• [Exercise aim]: In the material below, count the lines with the word "React" and state that number only.

Records from a data collection

* * *

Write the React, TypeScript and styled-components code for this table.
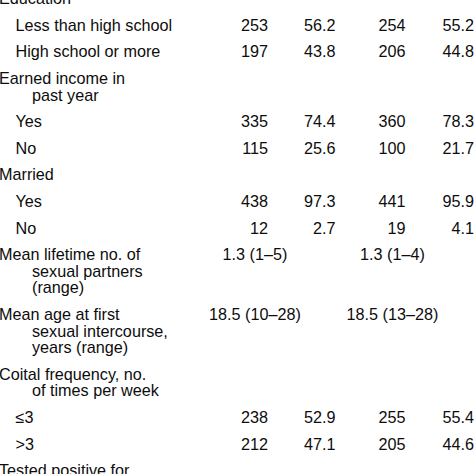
import React from "react";
import styled, { createGlobalStyle } from "styled-components";

const Global = createGlobalStyle`
  html, body { margin: 0; padding: 0; background: #ffffff; }
  body { width: 474px; height: 474px; overflow: hidden; }
`;

const Table = styled.div`
  display: flex;
  flex-direction: column;
  width: 475px;
  margin-top: -14.75px;
  margin-left: -1px;
  font-family: "Liberation Sans", Arial, Helvetica, sans-serif;
  font-size: 16.2px;
  line-height: 16.6px;
  color: #0d0d0d;
`;

const Row = styled.div`
  display: grid;
  grid-template-columns: 1fr 38px 67.5px 70px 68.5px;
  padding: 5px 0;
`;

const Label = styled.div<{ $sub?: boolean }>`
  grid-column: 1;
  padding-left: ${(p) => (p.$sub ? "16.5px" : "0")};
  white-space: nowrap;
`;

const Cont = styled.span`
  display: block;
  padding-left: 33px;
`;

const Num = styled.div`
  text-align: right;
  align-self: start;
  white-space: nowrap;
`;

const Mean = styled.div<{ $col: number }>`
  grid-column: ${(p) => p.$col};
  justify-self: end;
  align-self: start;
  width: 26px;
  display: flex;
  justify-content: center;
  white-space: nowrap;
`;

type RowData = {
  lines: string[];
  sub?: boolean;
  nums?: string[];
  means?: string[];
};

const rows: RowData[] = [
  { lines: ["Education"] },
  { lines: ["Less than high school"], sub: true, nums: ["253", "56.2", "254", "55.2"] },
  { lines: ["High school or more"], sub: true, nums: ["197", "43.8", "206", "44.8"] },
  { lines: ["Earned income in", "past year"] },
  { lines: ["Yes"], sub: true, nums: ["335", "74.4", "360", "78.3"] },
  { lines: ["No"], sub: true, nums: ["115", "25.6", "100", "21.7"] },
  { lines: ["Married"] },
  { lines: ["Yes"], sub: true, nums: ["438", "97.3", "441", "95.9"] },
  { lines: ["No"], sub: true, nums: ["12", "2.7", "19", "4.1"] },
  { lines: ["Mean lifetime no. of", "sexual partners", "(range)"], means: ["1.3 (1–5)", "1.3 (1–4)"] },
  { lines: ["Mean age at first", "sexual intercourse,", "years (range)"], means: ["18.5 (10–28)", "18.5 (13–28)"] },
  { lines: ["Coital frequency, no.", "of times per week"] },
  { lines: ["≤3"], sub: true, nums: ["238", "52.9", "255", "55.4"] },
  { lines: [">3"], sub: true, nums: ["212", "47.1", "205", "44.6"] },
  { lines: ["Tested positive for"] },
];

export default function App() {
  return (
    <>
      <Global />
      <Table>
        {rows.map((r, i) => (
          <Row key={i}>
            <Label $sub={r.sub}>
              {r.lines[0]}
              {r.lines.slice(1).map((l, j) => (
                <Cont key={j}>{l}</Cont>
              ))}
            </Label>
            {r.nums && r.nums.map((n, j) => <Num key={j}>{n}</Num>)}
            {r.means && (
              <>
                <Mean $col={2}>{r.means[0]}</Mean>
                <Mean $col={4}>{r.means[1]}</Mean>
              </>
            )}
          </Row>
        ))}
      </Table>
    </>
  );
}
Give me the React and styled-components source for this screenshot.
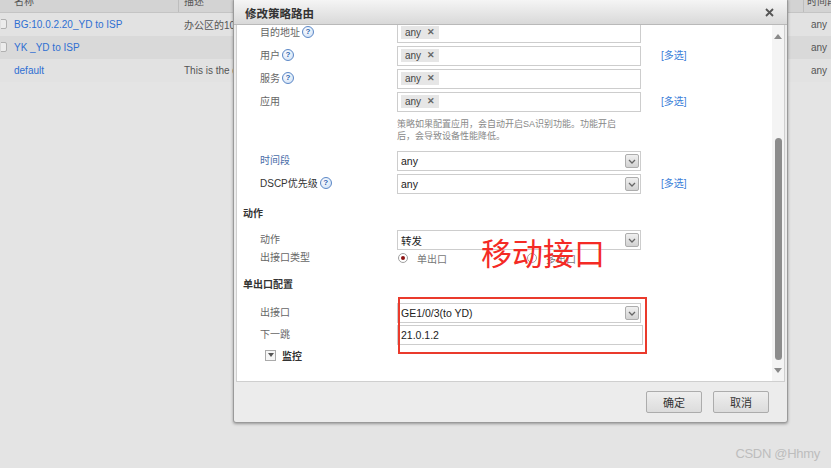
import React from "react"
import styled, { createGlobalStyle } from "styled-components"

const GlobalStyle = createGlobalStyle`
  html, body {
    margin: 0;
    padding: 0;
    background: #e4e4e4;
    overflow: hidden;
  }
  body {
    font-family: "Liberation Sans", "Noto Sans CJK SC", sans-serif;
  }
`

const Page = styled.div`
  position: relative;
  width: 831px;
  height: 468px;
  overflow: hidden;
  background: #e4e4e4;
`

/* background list (dimmed by the dialog mask) */
const Table = styled.div`
  margin-top: -11px;
`

const TableRow = styled.div`
  display: grid;
  grid-template-columns: 178px 1fr 28px;
  height: ${p => (p.$head ? 24 : 23)}px;
  background: ${p => p.$bg};
  border-bottom: 1px solid ${p => (p.$head ? "#c4c4c4" : "transparent")};
  box-sizing: border-box;
  font-size: 10px;
  color: #555;
`

const Cell = styled.div`
  display: flex;
  align-items: center;
  white-space: nowrap;
  overflow: hidden;
  padding-left: ${p => p.$pl || 0}px;
  border-left: 1px solid ${p => (p.$divider ? "#bdbdbd" : "transparent")};
`

const Check = styled.span`
  width: 10px;
  height: 10px;
  box-sizing: border-box;
  margin-left: -4px;
  margin-right: 7px;
  border: 1px solid #b0b0b0;
  background: #ececec;
  border-radius: 2px;
  visibility: ${p => (p.$off ? "hidden" : "visible")};
  flex-shrink: 0;
`

const NameLink = styled.span`
  color: #2f6fd2;
`

/* dialog */
const Modal = styled.div`
  position: absolute;
  left: 233px;
  top: -2px;
  width: 555px;
  height: 425px;
  box-sizing: border-box;
  border: 1px solid #9a9a9a;
  border-radius: 3px;
  background: #ececec;
  box-shadow: 0 1px 3px rgba(0, 0, 0, 0.35);
  display: flex;
  flex-direction: column;
`

const TitleBar = styled.div`
  height: 26px;
  flex-shrink: 0;
  display: flex;
  align-items: center;
  justify-content: space-between;
  padding: 2px 13px 0 11px;
  box-sizing: border-box;
  background: linear-gradient(#f6f6f6, #d9d9d9);
  border-bottom: 1px solid #b9b9b9;
`

const Title = styled.span`
  font-family: "Noto Sans CJK SC", sans-serif;
  font-size: 11.5px;
  font-weight: bold;
  color: #333;
`

const Body = styled.div`
  flex: 1;
  margin: 0 2px;
  background: #fff;
  border: 1px solid #cfcfcf;
  border-top: none;
  display: flex;
  overflow: hidden;
`

const Form = styled.div`
  flex: 1;
  overflow: hidden;
`

const FormInner = styled.div`
  margin-top: -2px;
`

const Row = styled.div`
  display: grid;
  grid-template-columns: 137px 244px auto;
  align-items: center;
  height: ${p => p.$h || 20}px;
  margin-bottom: ${p => (p.$mb === undefined ? 3 : p.$mb)}px;
  padding-left: 23px;
`

const Label = styled.span`
  display: flex;
  align-items: center;
  font-size: 10px;
  color: ${p => p.$color || "#666"};
  margin-top: -3px;
`

const Help = styled.span`
  width: 10px;
  height: 10px;
  margin-left: 2px;
  border-radius: 50%;
  border: 1px solid #5b87c6;
  background: radial-gradient(circle at 40% 35%, #ffffff, #c9dcf4);
  color: #2b5fae;
  font-size: 8px;
  font-weight: bold;
  line-height: 10px;
  text-align: center;
  font-family: "Liberation Sans", sans-serif;
`

const Box = styled.div`
  height: 20px;
  width: ${p => p.$w || 244}px;
  box-sizing: border-box;
  border: 1px solid #cdcdcd;
  display: flex;
  align-items: center;
  justify-content: space-between;
  padding: 0 1px 0 3px;
  font-size: 10.5px;
  color: #222;
`

const Tag = styled.span`
  display: inline-flex;
  align-items: center;
  height: 13px;
  padding: 0 4px;
  margin-top: -2px;
  background: #e6e6e6;
  font-size: 10px;
  color: #444;
`

const TagX = styled.span`
  margin-left: 6px;
  font-size: 9px;
  font-weight: bold;
  color: #666;
`

const ArrowBtn = styled.span`
  width: 14px;
  height: 14px;
  box-sizing: border-box;
  border: 1px solid #adadad;
  border-radius: 2px;
  background: linear-gradient(#f0f0f0, #d2d2d2);
  display: flex;
  align-items: center;
  justify-content: center;
`

const Multi = styled.span`
  margin-left: 20px;
  font-size: 10px;
  color: #3a7dd8;
  margin-top: -4px;
`

const Hint = styled.div`
  grid-column: 2 / 4;
  font-size: 9px;
  line-height: 12px;
  color: #888;
  white-space: nowrap;
`

const Section = styled.div`
  height: ${p => p.$h}px;
  margin-top: -3px;
  padding-left: 6px;
  display: flex;
  align-items: center;
  font-size: 10px;
  font-weight: bold;
  color: #333;
`

const Radios = styled.div`
  display: flex;
  align-items: center;
  padding-left: 1px;
`

const Radio = styled.span`
  width: 10px;
  height: 10px;
  box-sizing: border-box;
  border-radius: 50%;
  border: 1px solid #a0a0a0;
  background: #fff;
  display: flex;
  align-items: center;
  justify-content: center;
  &::after {
    content: "";
    width: 4px;
    height: 4px;
    border-radius: 50%;
    background: ${p => (p.$on ? "#8d1313" : "transparent")};
  }
`

const RadioText = styled.span`
  margin-left: 9px;
  margin-right: ${p => p.$mr || 0}px;
  font-size: 10px;
  color: #777;
`

const Toggle = styled.div`
  display: flex;
  align-items: center;
  gap: 6px;
  height: 18px;
  padding-left: 28px;
  margin-top: -2px;
  font-size: 10px;
  font-weight: bold;
  color: #333;
`

const ToggleBox = styled.span`
  width: 11px;
  height: 11px;
  box-sizing: border-box;
  border: 1px solid #aaa;
  background: #f6f6f6;
  display: flex;
  align-items: center;
  justify-content: center;
  &::after {
    content: "";
    border-left: 3px solid transparent;
    border-right: 3px solid transparent;
    border-top: 4px solid #555;
  }
`

const ScrollTrack = styled.div`
  width: 12px;
  flex-shrink: 0;
  background: #f4f4f4;
  display: flex;
  flex-direction: column;
  align-items: center;
  padding-top: 9px;
`

const ScrollArrow = styled.span`
  width: 0;
  height: 0;
  border-left: 4px solid transparent;
  border-right: 4px solid transparent;
  ${p => (p.$down ? "border-top: 5px solid #8a8a8a;" : "border-bottom: 5px solid #8a8a8a;")}
  margin-top: ${p => p.$mt || 0}px;
`

const ScrollThumb = styled.span`
  width: 7px;
  height: 222px;
  margin-top: 99px;
  border-radius: 4px;
  background: #8c8c8c;
`

const Footer = styled.div`
  height: 40px;
  flex-shrink: 0;
  display: flex;
  justify-content: flex-end;
  align-items: flex-start;
  gap: 11px;
  padding: 9px 18px 0 0;
  box-sizing: border-box;
`

const Button = styled.button`
  width: 56px;
  height: 22px;
  border: 1px solid #acacac;
  border-radius: 2px;
  background: linear-gradient(#eeeeee, #dcdcdc);
  font-family: "Noto Sans CJK SC", sans-serif;
  font-size: 11px;
  color: #333;
  padding: 0;
`

/* annotations drawn on top of the screenshot */
const RedFrame = styled.div`
  position: absolute;
  left: 398px;
  top: 297px;
  width: 249px;
  height: 57px;
  box-sizing: border-box;
  border: 2px solid #ea3a2c;
`

const RedNote = styled.div`
  position: absolute;
  left: 481px;
  top: 236px;
  font-family: "Noto Sans CJK SC", sans-serif;
  font-size: 31px;
  line-height: 1;
  color: #f42a25;
`

const Watermark = styled.div`
  position: absolute;
  right: 11px;
  bottom: 7px;
  font-size: 13px;
  color: #bdbdbd;
  letter-spacing: -0.3px;
`

const Chevron = () => (
  <svg width="8" height="5" viewBox="0 0 8 5">
    <path d="M1 1 L4 4 L7 1" fill="none" stroke="#666" strokeWidth="1.3" />
  </svg>
)

const CloseIcon = () => (
  <svg width="9" height="9" viewBox="0 0 9 9">
    <path d="M1 1 L8 8 M8 1 L1 8" stroke="#555" strokeWidth="1.8" />
  </svg>
)

const TagInput = () => (
  <Box>
    <Tag>
      any<TagX>✕</TagX>
    </Tag>
  </Box>
)

const Select = ({ value }) => (
  <Box>
    <span>{value}</span>
    <ArrowBtn>
      <Chevron />
    </ArrowBtn>
  </Box>
)

const rows = [
  { name: "BG:10.0.2.20_YD to ISP", desc: "办公区的10.0.2.20走移动线路", check: true, bg: "#e2e2e2" },
  { name: "YK _YD to ISP", desc: "", check: true, bg: "#d9d9d9" },
  { name: "default", desc: "This is the default policy route", check: false, bg: "#e2e2e2" },
]

const App = () => (
  <Page>
    <GlobalStyle />
    <Table>
      <TableRow $head $bg="#d3d3d3">
        <Cell $pl={13}>名称</Cell>
        <Cell $divider $pl={5}>描述</Cell>
        <Cell $divider $pl={3}>时间段</Cell>
      </TableRow>
      {rows.map(r => (
        <TableRow key={r.name} $bg={r.bg}>
          <Cell>
            <Check $off={!r.check} />
            <NameLink>{r.name}</NameLink>
          </Cell>
          <Cell $pl={5}>{r.desc}</Cell>
          <Cell $pl={7}>any</Cell>
        </TableRow>
      ))}
    </Table>

    <Modal>
      <TitleBar>
        <Title>修改策略路由</Title>
        <CloseIcon />
      </TitleBar>
      <Body>
        <Form>
          <FormInner>
            <Row>
              <Label>目的地址<Help>?</Help></Label>
              <TagInput />
            </Row>
            <Row>
              <Label>用户<Help>?</Help></Label>
              <TagInput />
              <Multi>[多选]</Multi>
            </Row>
            <Row>
              <Label>服务<Help>?</Help></Label>
              <TagInput />
            </Row>
            <Row $mb={0}>
              <Label>应用</Label>
              <TagInput />
              <Multi>[多选]</Multi>
            </Row>
            <Row $h={36} $mb={3}>
              <Hint>
                策略如果配置应用，会自动开启SA识别功能。功能开启
                <br />
                后，会导致设备性能降低。
              </Hint>
            </Row>
            <Row>
              <Label $color="#4a6ea9">时间段</Label>
              <Select value="any" />
            </Row>
            <Row>
              <Label $color="#333">DSCP优先级<Help>?</Help></Label>
              <Select value="any" />
              <Multi>[多选]</Multi>
            </Row>
            <Section $h={36}>动作</Section>
            <Row $mb={0}>
              <Label>动作</Label>
              <Select value="转发" />
            </Row>
            <Row $h={16} $mb={0}>
              <Label>出接口类型</Label>
              <Radios>
                <Radio $on />
                <RadioText $mr={80}>单出口</RadioText>
                <Radio />
                <RadioText>多出口</RadioText>
              </Radios>
            </Row>
            <Section $h={40}>单出口配置</Section>
            <Row $mb={2}>
              <Label>出接口</Label>
              <Select value="GE1/0/3(to YD)" />
            </Row>
            <Row>
              <Label>下一跳</Label>
              <Box $w={246}>21.0.1.2</Box>
            </Row>
            <Toggle>
              <ToggleBox />
              监控
            </Toggle>
          </FormInner>
        </Form>
        <ScrollTrack>
          <ScrollArrow />
          <ScrollThumb />
          <ScrollArrow $down $mt={8} />
        </ScrollTrack>
      </Body>
      <Footer>
        <Button>确定</Button>
        <Button>取消</Button>
      </Footer>
    </Modal>

    <RedNote>移动接口</RedNote>
    <RedFrame />
    <Watermark>CSDN @Hhmy</Watermark>
  </Page>
)

export default App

* * *

• [Worked answer]: 4